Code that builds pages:
——————
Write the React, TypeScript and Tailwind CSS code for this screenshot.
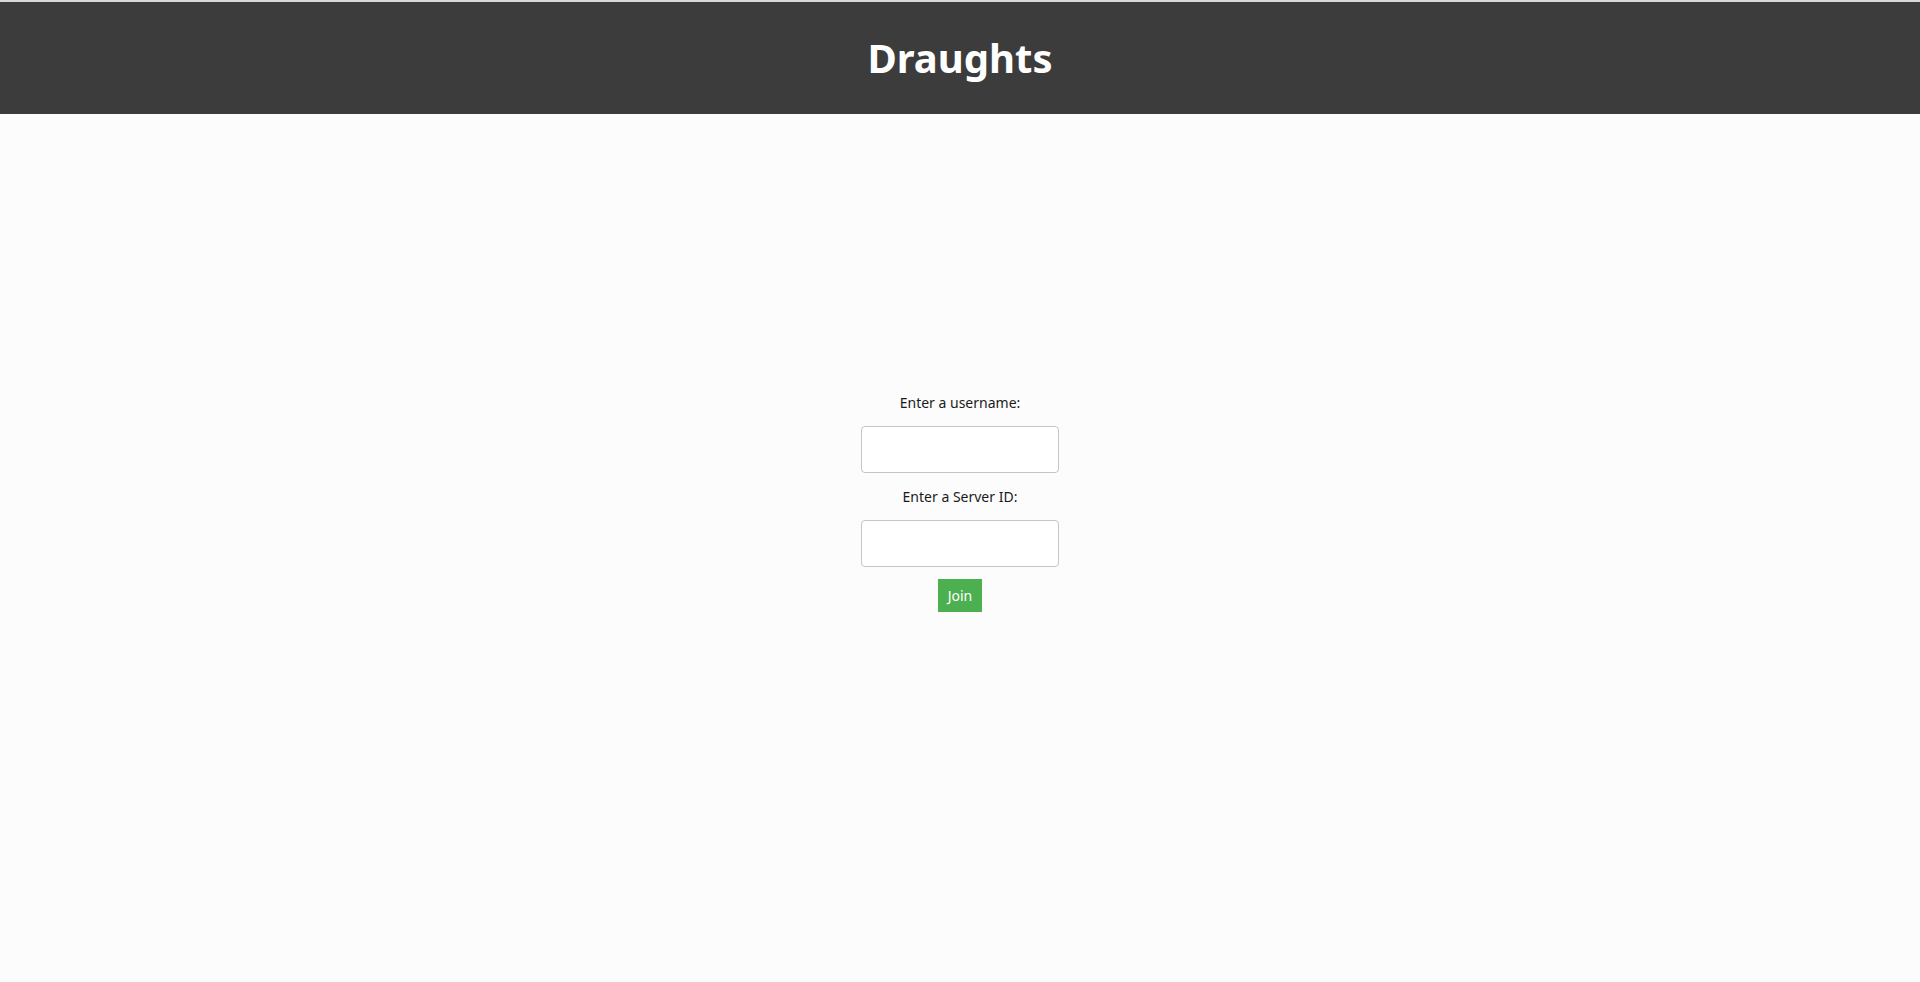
import React from 'react'

const Field = ({ label }: { label: string }) => (
    <>
        <label className="text-[14px] leading-[20px] text-[#1a1a1a]">{label}</label>
        <input
            type="text"
            className="mt-[13px] w-[198px] h-[47px] rounded-[4px] border border-[#c9c4bf] bg-white px-2 outline-none"
        />
    </>
)

export default function App() {
    return (
        <div
            className="min-h-[982px] bg-[#fcfcfc] border-t-2 border-[#d9d9d9]"
            style={{ fontFamily: '"Noto Sans", "DejaVu Sans", sans-serif' }}
        >
            <header className="h-[112px] bg-[#3c3c3c] flex items-center justify-center">
                <h1 className="text-[40px] font-bold text-white">Draughts</h1>
            </header>
            <main className="flex flex-col items-center pt-[279px]">
                <Field label="Enter a username:" />
                <div className="h-[14px]" />
                <Field label="Enter a Server ID:" />
                <button className="mt-[12px] w-[44px] h-[33px] bg-[#4caf50] text-white text-[14px]">
                    Join
                </button>
            </main>
        </div>
    )
}
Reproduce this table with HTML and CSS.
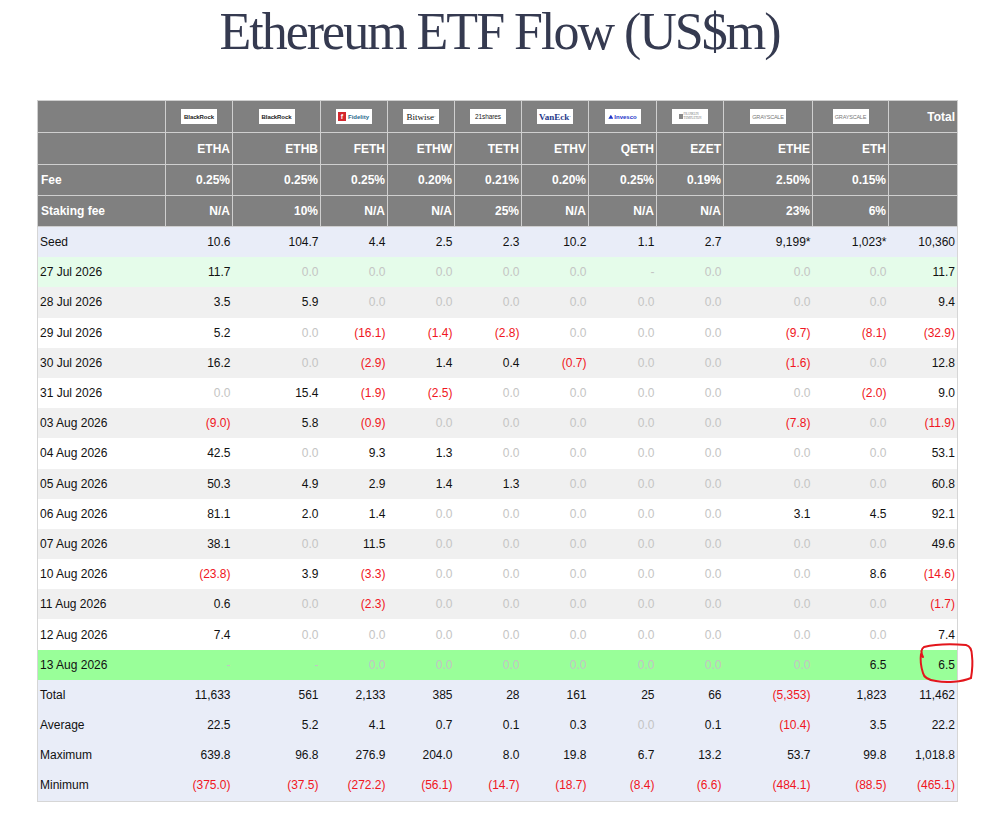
FILE: index.html
```html
<!DOCTYPE html>
<html>
<head>
<meta charset="utf-8">
<link rel="stylesheet" href="styles.css">
</head>
<body>
<div class="page">
  <h1 class="title">Ethereum ETF Flow (US$m)</h1>
  <table class="flow">
    <colgroup>
      <col class="c-date"><col class="c-67"><col class="c-88"><col class="c-67"><col class="c-67"><col class="c-67"><col class="c-67"><col class="c-68"><col class="c-67"><col class="c-89"><col class="c-76"><col class="c-69">
    </colgroup>
    <thead>
      <tr class="h-logo">
        <th></th>
        <th class="lg"><span class="logo blackrock">BlackRock</span></th>
        <th class="lg"><span class="logo blackrock">BlackRock</span></th>
        <th class="lg"><span class="logo fidelity"><span class="fid-box">f</span><span class="fid-txt">Fidelity</span></span></th>
        <th class="lg"><span class="logo bitwise">Bitwise<sup>·</sup></span></th>
        <th class="lg"><span class="logo shares">21shares</span></th>
        <th class="lg"><span class="logo vaneck">VanEck<sup>·</sup></span></th>
        <th class="lg"><span class="logo invesco"><span class="inv-ico"></span>Invesco</span></th>
        <th class="lg"><span class="logo franklin"><span class="fr-ico"></span><span class="fr-txt">FRANKLIN<br>TEMPLETON</span></span></th>
        <th class="lg"><span class="logo grayscale">GRAYSCALE</span></th>
        <th class="lg"><span class="logo grayscale">GRAYSCALE</span></th>
        <th class="tot">Total</th>
      </tr>
      <tr class="h-tick">
        <th></th><th>ETHA</th><th>ETHB</th><th>FETH</th><th>ETHW</th><th>TETH</th><th>ETHV</th><th>QETH</th><th>EZET</th><th>ETHE</th><th>ETH</th><th></th>
      </tr>
      <tr class="h-fee">
        <th class="lbl">Fee</th><th>0.25%</th><th>0.25%</th><th>0.25%</th><th>0.20%</th><th>0.21%</th><th>0.20%</th><th>0.25%</th><th>0.19%</th><th>2.50%</th><th>0.15%</th><th></th>
      </tr>
      <tr class="h-fee">
        <th class="lbl">Staking fee</th><th>N/A</th><th>10%</th><th>N/A</th><th>N/A</th><th>25%</th><th>N/A</th><th>N/A</th><th>N/A</th><th>23%</th><th>6%</th><th></th>
      </tr>
    </thead>
    <tbody>
      <tr class="r-sum">
        <td>Seed</td><td>10.6</td><td>104.7</td><td>4.4</td><td>2.5</td><td>2.3</td><td>10.2</td><td>1.1</td><td>2.7</td><td>9,199*</td><td>1,023*</td><td>10,360</td>
      </tr>
      <tr class="r-new">
        <td>27 Jul 2026</td><td>11.7</td><td class="z">0.0</td><td class="z">0.0</td><td class="z">0.0</td><td class="z">0.0</td><td class="z">0.0</td><td class="z">-</td><td class="z">0.0</td><td class="z">0.0</td><td class="z">0.0</td><td>11.7</td>
      </tr>
      <tr class="r-gray">
        <td>28 Jul 2026</td><td>3.5</td><td>5.9</td><td class="z">0.0</td><td class="z">0.0</td><td class="z">0.0</td><td class="z">0.0</td><td class="z">0.0</td><td class="z">0.0</td><td class="z">0.0</td><td class="z">0.0</td><td>9.4</td>
      </tr>
      <tr class="r-white">
        <td>29 Jul 2026</td><td>5.2</td><td class="z">0.0</td><td class="n">(16.1)</td><td class="n">(1.4)</td><td class="n">(2.8)</td><td class="z">0.0</td><td class="z">0.0</td><td class="z">0.0</td><td class="n">(9.7)</td><td class="n">(8.1)</td><td class="n">(32.9)</td>
      </tr>
      <tr class="r-gray">
        <td>30 Jul 2026</td><td>16.2</td><td class="z">0.0</td><td class="n">(2.9)</td><td>1.4</td><td>0.4</td><td class="n">(0.7)</td><td class="z">0.0</td><td class="z">0.0</td><td class="n">(1.6)</td><td class="z">0.0</td><td>12.8</td>
      </tr>
      <tr class="r-white">
        <td>31 Jul 2026</td><td class="z">0.0</td><td>15.4</td><td class="n">(1.9)</td><td class="n">(2.5)</td><td class="z">0.0</td><td class="z">0.0</td><td class="z">0.0</td><td class="z">0.0</td><td class="z">0.0</td><td class="n">(2.0)</td><td>9.0</td>
      </tr>
      <tr class="r-gray">
        <td>03 Aug 2026</td><td class="n">(9.0)</td><td>5.8</td><td class="n">(0.9)</td><td class="z">0.0</td><td class="z">0.0</td><td class="z">0.0</td><td class="z">0.0</td><td class="z">0.0</td><td class="n">(7.8)</td><td class="z">0.0</td><td class="n">(11.9)</td>
      </tr>
      <tr class="r-white">
        <td>04 Aug 2026</td><td>42.5</td><td class="z">0.0</td><td>9.3</td><td>1.3</td><td class="z">0.0</td><td class="z">0.0</td><td class="z">0.0</td><td class="z">0.0</td><td class="z">0.0</td><td class="z">0.0</td><td>53.1</td>
      </tr>
      <tr class="r-gray">
        <td>05 Aug 2026</td><td>50.3</td><td>4.9</td><td>2.9</td><td>1.4</td><td>1.3</td><td class="z">0.0</td><td class="z">0.0</td><td class="z">0.0</td><td class="z">0.0</td><td class="z">0.0</td><td>60.8</td>
      </tr>
      <tr class="r-white">
        <td>06 Aug 2026</td><td>81.1</td><td>2.0</td><td>1.4</td><td class="z">0.0</td><td class="z">0.0</td><td class="z">0.0</td><td class="z">0.0</td><td class="z">0.0</td><td>3.1</td><td>4.5</td><td>92.1</td>
      </tr>
      <tr class="r-gray">
        <td>07 Aug 2026</td><td>38.1</td><td class="z">0.0</td><td>11.5</td><td class="z">0.0</td><td class="z">0.0</td><td class="z">0.0</td><td class="z">0.0</td><td class="z">0.0</td><td class="z">0.0</td><td class="z">0.0</td><td>49.6</td>
      </tr>
      <tr class="r-white">
        <td>10 Aug 2026</td><td class="n">(23.8)</td><td>3.9</td><td class="n">(3.3)</td><td class="z">0.0</td><td class="z">0.0</td><td class="z">0.0</td><td class="z">0.0</td><td class="z">0.0</td><td class="z">0.0</td><td>8.6</td><td class="n">(14.6)</td>
      </tr>
      <tr class="r-gray">
        <td>11 Aug 2026</td><td>0.6</td><td class="z">0.0</td><td class="n">(2.3)</td><td class="z">0.0</td><td class="z">0.0</td><td class="z">0.0</td><td class="z">0.0</td><td class="z">0.0</td><td class="z">0.0</td><td class="z">0.0</td><td class="n">(1.7)</td>
      </tr>
      <tr class="r-white">
        <td>12 Aug 2026</td><td>7.4</td><td class="z">0.0</td><td class="z">0.0</td><td class="z">0.0</td><td class="z">0.0</td><td class="z">0.0</td><td class="z">0.0</td><td class="z">0.0</td><td class="z">0.0</td><td class="z">0.0</td><td>7.4</td>
      </tr>
      <tr class="r-today">
        <td>13 Aug 2026</td><td class="z">-</td><td class="z">-</td><td class="z">0.0</td><td class="z">0.0</td><td class="z">0.0</td><td class="z">0.0</td><td class="z">0.0</td><td class="z">0.0</td><td class="z">0.0</td><td>6.5</td><td>6.5</td>
      </tr>
      <tr class="r-sum">
        <td>Total</td><td>11,633</td><td>561</td><td>2,133</td><td>385</td><td>28</td><td>161</td><td>25</td><td>66</td><td class="n">(5,353)</td><td>1,823</td><td>11,462</td>
      </tr>
      <tr class="r-sum">
        <td>Average</td><td>22.5</td><td>5.2</td><td>4.1</td><td>0.7</td><td>0.1</td><td>0.3</td><td class="z">0.0</td><td>0.1</td><td class="n">(10.4)</td><td>3.5</td><td>22.2</td>
      </tr>
      <tr class="r-sum">
        <td>Maximum</td><td>639.8</td><td>96.8</td><td>276.9</td><td>204.0</td><td>8.0</td><td>19.8</td><td>6.7</td><td>13.2</td><td>53.7</td><td>99.8</td><td>1,018.8</td>
      </tr>
      <tr class="r-sum">
        <td>Minimum</td><td class="n">(375.0)</td><td class="n">(37.5)</td><td class="n">(272.2)</td><td class="n">(56.1)</td><td class="n">(14.7)</td><td class="n">(18.7)</td><td class="n">(8.4)</td><td class="n">(6.6)</td><td class="n">(484.1)</td><td class="n">(88.5)</td><td class="n">(465.1)</td>
      </tr>
    </tbody>
  </table>
  <svg class="mark" width="70" height="50" viewBox="0 0 70 50">
    <path d="M14 17 C12 13 12 9 15 7 C27 4 44 4 57 5 C61 6 63 10 63 16 C64 24 63 32 62 38 C53 42 37 43 27 41 C19 40 15 38 14 33 C12 27 11 21 12 14" fill="none" stroke="#e3161c" stroke-width="2" stroke-linecap="round"/>
  </svg>
</div>
</body>
</html>
```

FILE: styles.css
```css
html, body {
  margin: 0;
  padding: 0;
  background: #ffffff;
}

.page {
  position: relative;
  width: 999px;
  font-family: "Liberation Sans", Arial, sans-serif;
}

.title {
  margin: 2px 0 0 0;
  height: 60px;
  line-height: 60px;
  font-family: "Liberation Serif", "Times New Roman", serif;
  font-weight: normal;
  font-size: 52px;
  letter-spacing: -2px;
  color: #353a50;
  text-align: center;
}

.flow {
  margin: 38px 0 0 37px;
  width: 920px;
  table-layout: fixed;
  border-collapse: collapse;
  border: 1px solid #d6d6d6;
  font-size: 12px;
  color: #111;
}

.c-date { width: 128px; }
.c-67 { width: 67px; }
.c-68 { width: 68px; }
.c-69 { width: 69px; }
.c-76 { width: 76px; }
.c-88 { width: 88px; }
.c-89 { width: 89px; }

.flow th {
  background: #808080;
  color: #ffffff;
  font-weight: bold;
  text-align: right;
  padding: 0 2px;
  border: 1px solid #cfcfcf;
  white-space: nowrap;
}

.flow th.lbl { text-align: left; padding-left: 3px; }
.flow th.lg { text-align: center; padding: 0; }
.flow th.tot { vertical-align: middle; }

.h-logo { height: 32px; }
.h-tick { height: 32px; }
.h-fee { height: 31px; }

.flow td {
  height: 30.2px;
  padding: 0 2px 0 0;
  text-align: right;
  white-space: nowrap;
}
.flow td:first-child {
  text-align: left;
  padding-left: 2px;
}
.flow td.z { color: #c4c4c4; }
.flow td.n { color: #f01622; }

.r-sum { background: #e9edf8; }
.r-new { background: #e5fcea; }
.r-gray { background: #f0f0f0; }
.r-white { background: #ffffff; }
.r-today { background: #99ff99; }

/* logos */
.logo {
  display: inline-flex;
  align-items: center;
  justify-content: center;
  width: 36px;
  height: 15px;
  background: #ffffff;
  vertical-align: middle;
  font-weight: normal;
  white-space: nowrap;
  overflow: hidden;
}
.blackrock {
  font-family: "Liberation Sans", Arial, sans-serif;
  font-weight: bold;
  font-size: 6px;
  color: #222;
  letter-spacing: -0.1px;
}
.fidelity { justify-content: flex-start; padding-left: 2px; box-sizing: border-box; gap: 2px; }
.fid-box {
  display: inline-block;
  width: 8px;
  height: 9px;
  background: #d3272e;
  color: #fff;
  font-size: 7px;
  font-weight: bold;
  line-height: 9px;
  text-align: center;
  font-family: "Liberation Sans", Arial, sans-serif;
}
.fid-txt {
  font-size: 6px;
  font-weight: bold;
  color: #2a6a8c;
  font-family: "Liberation Sans", Arial, sans-serif;
}
.bitwise {
  font-family: "Liberation Serif", "Times New Roman", serif;
  font-size: 9px;
  color: #111;
}
.bitwise sup, .vaneck sup { font-size: 5px; vertical-align: top; }
.shares {
  font-family: "Liberation Sans", Arial, sans-serif;
  font-size: 6.5px;
  color: #222;
  letter-spacing: -0.1px;
}
.vaneck {
  font-family: "Liberation Serif", "Times New Roman", serif;
  font-weight: bold;
  font-size: 9px;
  color: #1f3a8a;
}
.invesco {
  font-family: "Liberation Sans", Arial, sans-serif;
  font-size: 6px;
  font-weight: bold;
  color: #1b35c9;
  gap: 1px;
}
.inv-ico {
  display: inline-block;
  width: 5px;
  height: 4px;
  background: #1b35c9;
  clip-path: polygon(0 100%, 50% 0, 100% 100%);
}
.franklin { gap: 1px; }
.fr-ico {
  display: inline-block;
  width: 4px;
  height: 5px;
  background: #888;
}
.fr-txt {
  font-family: "Liberation Serif", "Times New Roman", serif;
  font-size: 3px;
  line-height: 3.5px;
  color: #777;
  text-align: left;
}
.grayscale {
  font-family: "Liberation Sans", Arial, sans-serif;
  font-size: 5.5px;
  color: #777;
  letter-spacing: -0.2px;
}

.mark {
  position: absolute;
  left: 909px;
  top: 638px;
}
```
——————
AIM OF THE EXERCISE:
Figure out how many lines above include the string "React", then report that number and nothing else.

FINISHED ANSWER:
2